M. Alain Vasselle, rapporteur. - Lorsque j'ai rapporté le projet devenu loi du 21 août 1007, Mme Lagarde a précisé que ce dispositif s'appliquait de plein droit aux agriculteurs et aux salariés agricoles. Qu'en pense aujourd'hui le Gouvernement?

M. Éric Woerth, ministre. - Il est favorable à l'amendement.

L'amendement n°247 est adopté.

L'article 11, modifié, est adopté.

L'article 11 bis est adopté.

Prochaine séance, aujourd'hui mercredi 14 novembre à 15 heures.

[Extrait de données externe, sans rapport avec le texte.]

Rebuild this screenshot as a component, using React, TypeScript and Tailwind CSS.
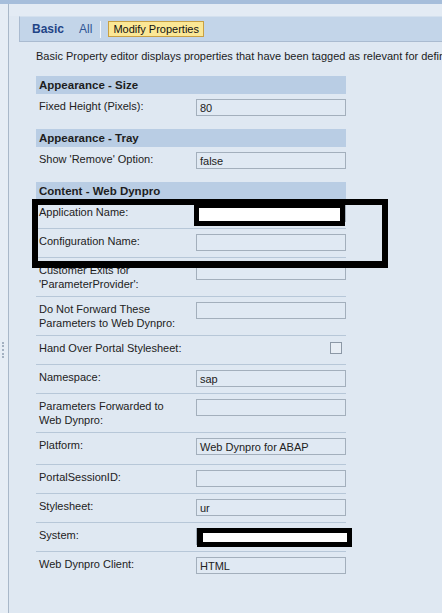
import React from 'react';

type Row = {
  label: string;
  value?: string;
  kind?: 'input' | 'check';
  pad?: string;
};

type Section = {
  title: string;
  rows: Row[];
};

const sections: Section[] = [
  { title: 'Appearance - Size', rows: [{ label: 'Fixed Height (Pixels):', value: '80' }] },
  { title: 'Appearance - Tray', rows: [{ label: "Show 'Remove' Option:", value: 'false' }] },
  {
    title: 'Content - Web Dynpro',
    rows: [
      { label: 'Application Name:', value: '' },
      { label: 'Configuration Name:', value: '' },
      { label: "Customer Exits for 'ParameterProvider':", value: '' },
      { label: 'Do Not Forward These Parameters to Web Dynpro:', value: '' },
      { label: 'Hand Over Portal Stylesheet:', kind: 'check' },
      { label: 'Namespace:', value: 'sap' },
      { label: 'Parameters Forwarded to Web Dynpro:', value: '' },
      { label: 'Platform:', value: 'Web Dynpro for ABAP', pad: 'pt-[5px] pb-[8px]' },
      { label: 'PortalSessionID:', value: '' },
      { label: 'Stylesheet:', value: 'ur' },
      { label: 'System:', value: '' },
      { label: 'Web Dynpro Client:', value: 'HTML' },
    ],
  },
];

function PropertyRow({ row, first }: { row: Row; first: boolean }) {
  return (
    <div className={`flex items-start ${row.pad ?? 'pt-[5px] pb-[5px]'} ${first ? '' : 'border-t border-[#b7c7d8]'}`}>
      <div className="w-[160px] min-h-[18px] pl-[3px] pr-[10px] text-[11px] leading-[14px] text-[#222]">
        {row.label}
      </div>
      {row.kind === 'check' ? (
        <div className="flex w-[150px] justify-end pr-[4px] pt-[1px]">
          <div className="h-[12px] w-[12px] border border-[#8c98a6] bg-[#e8eef5]" />
        </div>
      ) : (
        <div className="h-[17px] w-[150px] border border-[#a3afbc] bg-[#e0e9f3] pl-[3px] text-[11px] leading-[16px] text-[#222]">
          {row.value}
        </div>
      )}
    </div>
  );
}

export default function App() {
  return (
    <div className="relative h-[613px] w-[442px] overflow-hidden bg-[#dfe8f2] font-['Liberation_Sans',Arial,sans-serif]">
      {/* top frame strip */}
      <div className="h-[4px] bg-[#a6bedb]" />

      <div className="flex h-[609px]">
        {/* left splitter */}
        <div className="relative w-[9px] shrink-0 border-r border-[#a9b8c9] bg-[#e6edf5]">
          <div className="absolute left-[2px] top-[338px] h-[16px] w-[2px] border-l-2 border-dotted border-[#a3b1c1]" />
        </div>

        <div className="min-w-0 flex-1 overflow-hidden bg-[#dfe8f2]">
          <div className="h-[12px] bg-[#e3ebf4]" />

          {/* tab strip */}
          <div className="ml-[10px] flex h-[26px] items-center border-b border-l border-t border-[#aabbd0] border-t-[#d3e0ee] bg-[#c3d5e9] pl-[12px]">
            <span className="text-[12px] font-bold text-[#1f4486]">Basic</span>
            <span className="ml-[15px] text-[12px] text-[#2f5595]">All</span>
            <span className="ml-[8px] h-[17px] w-[1px] bg-[#f4f7fb]" />
            <button className="ml-[7px] h-[16px] border border-[#c9a043] bg-[#fbe795] px-[4px] text-[11px] leading-[14px] text-[#111]">
              Modify Properties
            </button>
          </div>

          <p className="ml-[27px] mt-[7px] whitespace-nowrap text-[11px] leading-[14px] text-[#1c1c1c]">
            Basic Property editor displays properties that have been tagged as relevant for definition
          </p>

          <div className="ml-[27px] mt-[13px] w-[310px]">
            {sections.map((s) => (
              <div key={s.title} className="mb-[7px]">
                <div className="h-[18px] bg-[#b9cde4] pl-[3px] text-[11.5px] font-bold leading-[18px] text-[#1d1d1d]">
                  {s.title}
                </div>
                {s.rows.map((r, i) => (
                  <PropertyRow key={r.label} row={r} first={i === 0} />
                ))}
              </div>
            ))}
          </div>
        </div>
      </div>

      {/* redaction overlays drawn on the screenshot */}
      <div className="absolute left-[32px] top-[199px] h-[69px] w-[356px] border-[6px] border-b-[7px] border-black" />
      <div className="absolute left-[194px] top-[203px] h-[23px] w-[151px] border-[5px] border-black bg-white" />
      <div className="absolute left-[197px] top-[528px] h-[19px] w-[155px] border-[5px] border-l-[6px] border-black bg-white" />
    </div>
  );
}
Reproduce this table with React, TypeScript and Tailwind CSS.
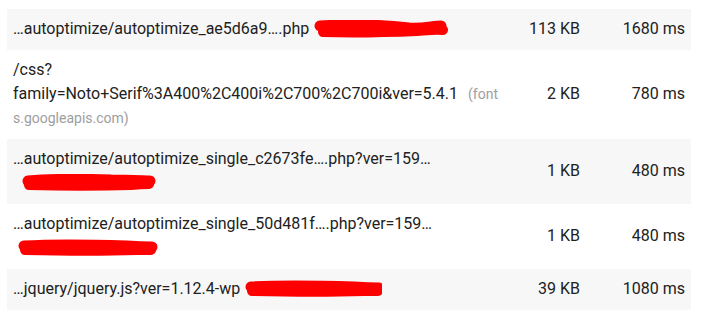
import React from "react";

function Redact({ w, variant }: { w: number; variant: number }) {
  // rough marker strokes over the host names
  const paths = [
    ["M7 6 C40 4 70 5 96 8 C110 9 120 6 128 6", "M10 12 C40 13 80 12 104 11 C116 10 124 9 130 10"],
    ["M7 7 C30 5 60 5 90 6 C110 6 124 7 129 7", "M8 11 C40 12 80 12 110 11 C120 10 126 10 128 10"],
    ["M7 7 C40 5 80 6 110 7 C124 8 132 8 135 8", "M8 11 C50 12 90 12 120 11 C128 11 132 11 134 11"],
  ][variant];
  return (
    <svg width={w} height={18} viewBox={`0 0 ${w} 18`} className="inline-block shrink-0">
      <path d={paths[0]} stroke="#ff0000" strokeWidth={11} strokeLinecap="round" fill="none" />
      <path d={paths[1]} stroke="#ff0000" strokeWidth={10} strokeLinecap="round" fill="none" />
    </svg>
  );
}

function Row({
  gray,
  children,
  size,
  time,
}: {
  gray?: boolean;
  children: React.ReactNode;
  size: string;
  time: string;
}) {
  return (
    <div className={`flex items-center px-[6px] pt-2 pb-[9px] ${gray ? "bg-[#f7f7f7]" : "bg-white"}`}>
      <div className="w-[487px] shrink-0">{children}</div>
      <div className="w-[80px] text-right">{size}</div>
      <div className="flex-1 text-right">{time}</div>
    </div>
  );
}

export default function App() {
  return (
    <div
      className="w-[704px] h-[314px] bg-white pt-[9px] px-[7px] text-[16px] leading-[24px] text-[#212121]"
      style={{ fontFamily: "Roboto, 'Liberation Sans', sans-serif" }}
    >
      <div className="w-[684px]">
        <Row gray size="113 KB" time="1680 ms">
          <div className="flex items-center gap-1">
            <span className="whitespace-nowrap">…autoptimize/autoptimize_ae5d6a9….php</span>
            <Redact w={136} variant={0} />
          </div>
        </Row>
        <Row size="2 KB" time="780 ms">
          <div>/css?</div>
          <div className="whitespace-nowrap">
            family=Noto+Serif%3A400%2C400i%2C700%2C700i&amp;ver=5.4.1
            <span className="ml-[10px] text-[14px] text-[#9e9e9e]">(font</span>
          </div>
          <div className="text-[14px] text-[#9e9e9e]">s.googleapis.com)</div>
        </Row>
        <Row gray size="1 KB" time="480 ms">
          <div className="whitespace-nowrap">…autoptimize/autoptimize_single_c2673fe….php?ver=159…</div>
          <div className="flex h-[24px] items-center pl-[8px]">
            <Redact w={136} variant={1} />
          </div>
        </Row>
        <Row size="1 KB" time="480 ms">
          <div className="whitespace-nowrap">…autoptimize/autoptimize_single_50d481f….php?ver=159…</div>
          <div className="flex h-[24px] items-center pl-[4px]">
            <Redact w={142} variant={2} />
          </div>
        </Row>
        <Row gray size="39 KB" time="1080 ms">
          <div className="flex items-center gap-1">
            <span className="whitespace-nowrap">…jquery/jquery.js?ver=1.12.4-wp</span>
            <Redact w={138} variant={2} />
          </div>
        </Row>
      </div>
    </div>
  );
}
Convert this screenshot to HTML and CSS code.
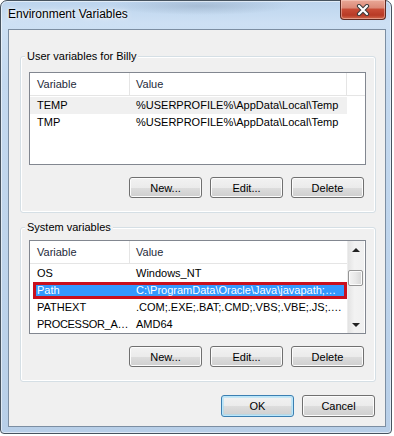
FILE: index.html
```html
<!DOCTYPE html>
<html>
    <head>
        <meta name="viewport" content="width=device-width"/>
        <title>Environment Variables</title>
        <link rel="stylesheet" href="styles.css">
    </head>
    <body>
        <div class="window">
            <div class="titlebar">
                <span class="title">Environment Variables</span>
                <div class="close">
                    <svg width="14" height="12" viewBox="0 0 14 12">
                        <path d="M3 2 L11 10 M11 2 L3 10" stroke="#3b3b3b" stroke-width="4.2" stroke-linecap="round"/>
                        <path d="M3 2 L11 10 M11 2 L3 10" stroke="#fff" stroke-width="2.2" stroke-linecap="round"/>
                    </svg>
                </div>
            </div>
            <div class="client">
                <!-- user variables -->
                <div class="group first">
                    <span class="group-label">User variables for Billy</span>
                    <div class="list user-list">
                        <div class="list-main">
                            <div class="header">
                                <span class="hcell c1">Variable</span>
                                <span class="hcell c2">Value</span>
                                <span class="hcell c3"></span>
                            </div>
                            <div class="rows">
                                <div class="row soft"><span class="cell c1">TEMP</span><span class="cell c2">%USERPROFILE%\AppData\Local\Temp</span></div>
                                <div class="row"><span class="cell c1">TMP</span><span class="cell c2">%USERPROFILE%\AppData\Local\Temp</span></div>
                            </div>
                        </div>
                    </div>
                    <div class="buttons">
                        <button class="btn">New...</button>
                        <button class="btn">Edit...</button>
                        <button class="btn">Delete</button>
                    </div>
                </div>
                <!-- system variables -->
                <div class="group second">
                    <span class="group-label">System variables</span>
                    <div class="list sys-list">
                        <div class="list-main">
                            <div class="header">
                                <span class="hcell c1">Variable</span>
                                <span class="hcell c2">Value</span>
                            </div>
                            <div class="rows">
                                <div class="row"><span class="cell c1">OS</span><span class="cell c2">Windows_NT</span></div>
                                <div class="row sel"><span class="cell c1">Path</span><span class="cell c2">C:\ProgramData\Oracle\Java\javapath;…</span></div>
                                <div class="row"><span class="cell c1">PATHEXT</span><span class="cell c2">.COM;.EXE;.BAT;.CMD;.VBS;.VBE;.JS;.…</span></div>
                                <div class="row"><span class="cell c1 tight">PROCESSOR_A…</span><span class="cell c2">AMD64</span></div>
                            </div>
                        </div>
                        <div class="scrollbar">
                            <div class="sb-btn"><span class="arrow up"></span></div>
                            <div class="sb-track"><div class="sb-thumb"></div></div>
                            <div class="sb-btn"><span class="arrow down"></span></div>
                        </div>
                    </div>
                    <div class="buttons">
                        <button class="btn">New...</button>
                        <button class="btn">Edit...</button>
                        <button class="btn">Delete</button>
                    </div>
                </div>
                <div class="footer">
                    <button class="btn default">OK</button>
                    <button class="btn">Cancel</button>
                </div>
            </div>
        </div>
    </body>
</html>
```

FILE: styles.css
```css
body {
    margin: 0;
    background: #fff;
    font-family: "Liberation Sans", Arial, sans-serif;
    font-size: 11px;
    color: #000;
}
.window {
    box-sizing: border-box;
    width: 392px;
    height: 434px;
    display: flex;
    flex-direction: column;
    border: 1px solid #47535f;
    border-radius: 7px 7px 4px 4px;
    background:
        radial-gradient(ellipse 90px 9px at 200px 5px, rgba(120, 140, 165, .35), rgba(120, 140, 165, 0)),
        linear-gradient(180deg, #bcd4ed 0, #cde0f4 22px, #c4d9ef 80px, #b8cfe8 100%);
    box-shadow: inset 0 0 0 1px rgba(255, 255, 255, .55);
}
.titlebar {
    height: 28px;
    display: flex;
    justify-content: space-between;
    align-items: flex-start;
}
.title {
    padding: 6px 0 0 7px;
    font-size: 12px;
    line-height: 15px;
    text-shadow: 0 0 6px #fff, 0 0 3px #fff;
}
.close {
    width: 46px;
    height: 20px;
    box-sizing: border-box;
    margin: -1px 5px 0 0;
    border: 1px solid #5e2a22;
    border-top: none;
    border-radius: 0 0 4px 4px;
    background: linear-gradient(180deg, #e9a897 0, #dc8a78 40%, #c74b35 50%, #b83a26 80%, #d16a4e 100%);
    box-shadow: inset 0 0 0 1px rgba(255, 220, 210, .45);
    display: flex;
    align-items: center;
    justify-content: center;
}
.close svg {
    display: block;
}

.client {
    flex: 1;
    margin: 0 5px 6px 7px;
    padding: 0 9px 0 11px;
    border: 1px solid #7c8ea2;
    background: #f0f0f0;
    display: flex;
    flex-direction: column;
}

/* group boxes */
.group {
    position: relative;
    border: 1px solid #d5dfe5;
    border-radius: 3px;
    padding: 15px 9px 14px 8px;
    box-shadow: inset 0 0 0 1px #fff;
}
.group.first {
    margin-top: 26px;
}
.group.second {
    margin-top: 14px;
    padding-top: 12px;
}
.group-label {
    position: absolute;
    top: -8px;
    left: 4px;
    padding: 0 2px;
    line-height: 15px;
    background: #f0f0f0;
}

/* list views */
.list {
    border: 1px solid #828790;
    background: #fff;
    display: flex;
    overflow: hidden;
}
.user-list {
    height: 93px;
    box-sizing: border-box;
}
.sys-list {
    height: 94px;
    box-sizing: border-box;
}
.list-main {
    flex: 1;
    min-width: 0;
}
.header {
    display: flex;
    height: 23px;
    box-sizing: border-box;
    border-bottom: 1px solid #e5e5e5;
    line-height: 22px;
    color: #1e2a3a;
}
.hcell {
    box-sizing: border-box;
    white-space: nowrap;
    border-right: 1px solid #e5e5e5;
}
.hcell.c1 {
    width: 100px;
    padding-left: 7px;
}
.hcell.c2 {
    width: 217px;
    padding-left: 6px;
}
.hcell.c3 {
    flex: 1;
    border-right: none;
}
.sys-list .hcell.c2 {
    flex: 1;
    border-right: none;
}
.rows {
    padding-top: 1px;
}
.row {
    display: flex;
    width: 317px;
    height: 17px;
    line-height: 17px;
    white-space: nowrap;
}
.row.soft {
    background: #f0f0f0;
}
.row.sel {
    width: 314px;
    margin-left: 3px;
    background: #3399ff;
    color: #fff;
    box-shadow: inset 0 0 0 3px #c8101e;
}
.cell {
    overflow: hidden;
    box-sizing: border-box;
}
.cell.c1 {
    width: 99px;
    padding-left: 7px;
}
.cell.c2 {
    flex: 1;
    padding-left: 7px;
}
.cell.tight {
    letter-spacing: -0.3px;
}
.row.sel .cell.c1 {
    width: 96px;
    padding-left: 4px;
}

/* scrollbar */
.scrollbar {
    width: 17px;
    margin-right: 1px;
    display: flex;
    flex-direction: column;
    background: linear-gradient(90deg, #e3e3e3, #f2f2f2 40%, #f0f0f0);
    border-left: 1px solid #ededed;
    box-sizing: border-box;
}
.sb-btn {
    height: 17px;
    display: flex;
    align-items: center;
    justify-content: center;
}
.arrow {
    width: 0;
    height: 0;
    border-left: 4px solid transparent;
    border-right: 4px solid transparent;
}
.arrow.up {
    border-bottom: 4px solid #222;
}
.arrow.down {
    border-top: 4px solid #222;
}
.sb-track {
    flex: 1;
}
.sb-thumb {
    margin: 12px 1px 0 0;
    height: 16px;
    box-sizing: border-box;
    border: 1px solid #959595;
    border-radius: 2px;
    background: linear-gradient(90deg, #f3f3f3, #e8e8e8 50%, #d6d6d6);
    box-shadow: inset 0 0 0 1px #fbfbfb;
}

/* buttons */
.buttons {
    display: flex;
    justify-content: flex-end;
    gap: 8px;
    margin-top: 12px;
    padding-right: 2px;
}
.footer {
    display: flex;
    justify-content: flex-end;
    gap: 8px;
    margin-top: 13px;
    padding-right: 1px;
}
.btn {
    width: 73px;
    height: 21px;
    box-sizing: border-box;
    padding: 0;
    border: 1px solid #707070;
    border-radius: 3px;
    font-family: "Liberation Sans", Arial, sans-serif;
    font-size: 11px;
    color: #000;
    background: linear-gradient(180deg, #f2f2f2 0, #ebebeb 50%, #dddddd 50%, #cfcfcf 100%);
    box-shadow: inset 0 0 0 1px #fcfcfc;
}
.footer .btn {
    height: 22px;
}
.btn.default {
    border-color: #3c7fb1;
    box-shadow: inset 0 0 0 1px #b9e6fb, inset 0 0 0 2px rgba(160, 220, 245, .5);
}
```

La séance est levée à 1 h 5.

Le Directeur du service du compte rendu analytique :

René-André Fabre

ORDRE DU JOUR

du mercredi 14 novembre 2007

Séance publique

A QUINZE HEURES ET LE SOIR

Suite de la discussion du projet de loi (n° 67, 2007-2008) de financement de la sécurité sociale pour 2008, adopté par l'Assemblée nationale.

Rapport (n° 72, 2007-2008) de MM. Alain Vasselle, André Lardeux, Dominique Leclerc et Gérard Dériot, fait au nom de la commission des affaires sociales.

Avis (n° 73, 2007-2008) de M. Jean-Jacques Jégou, fait au nom de la commission des finances, du contrôle budgétaire et des comptes économiques de la Nation.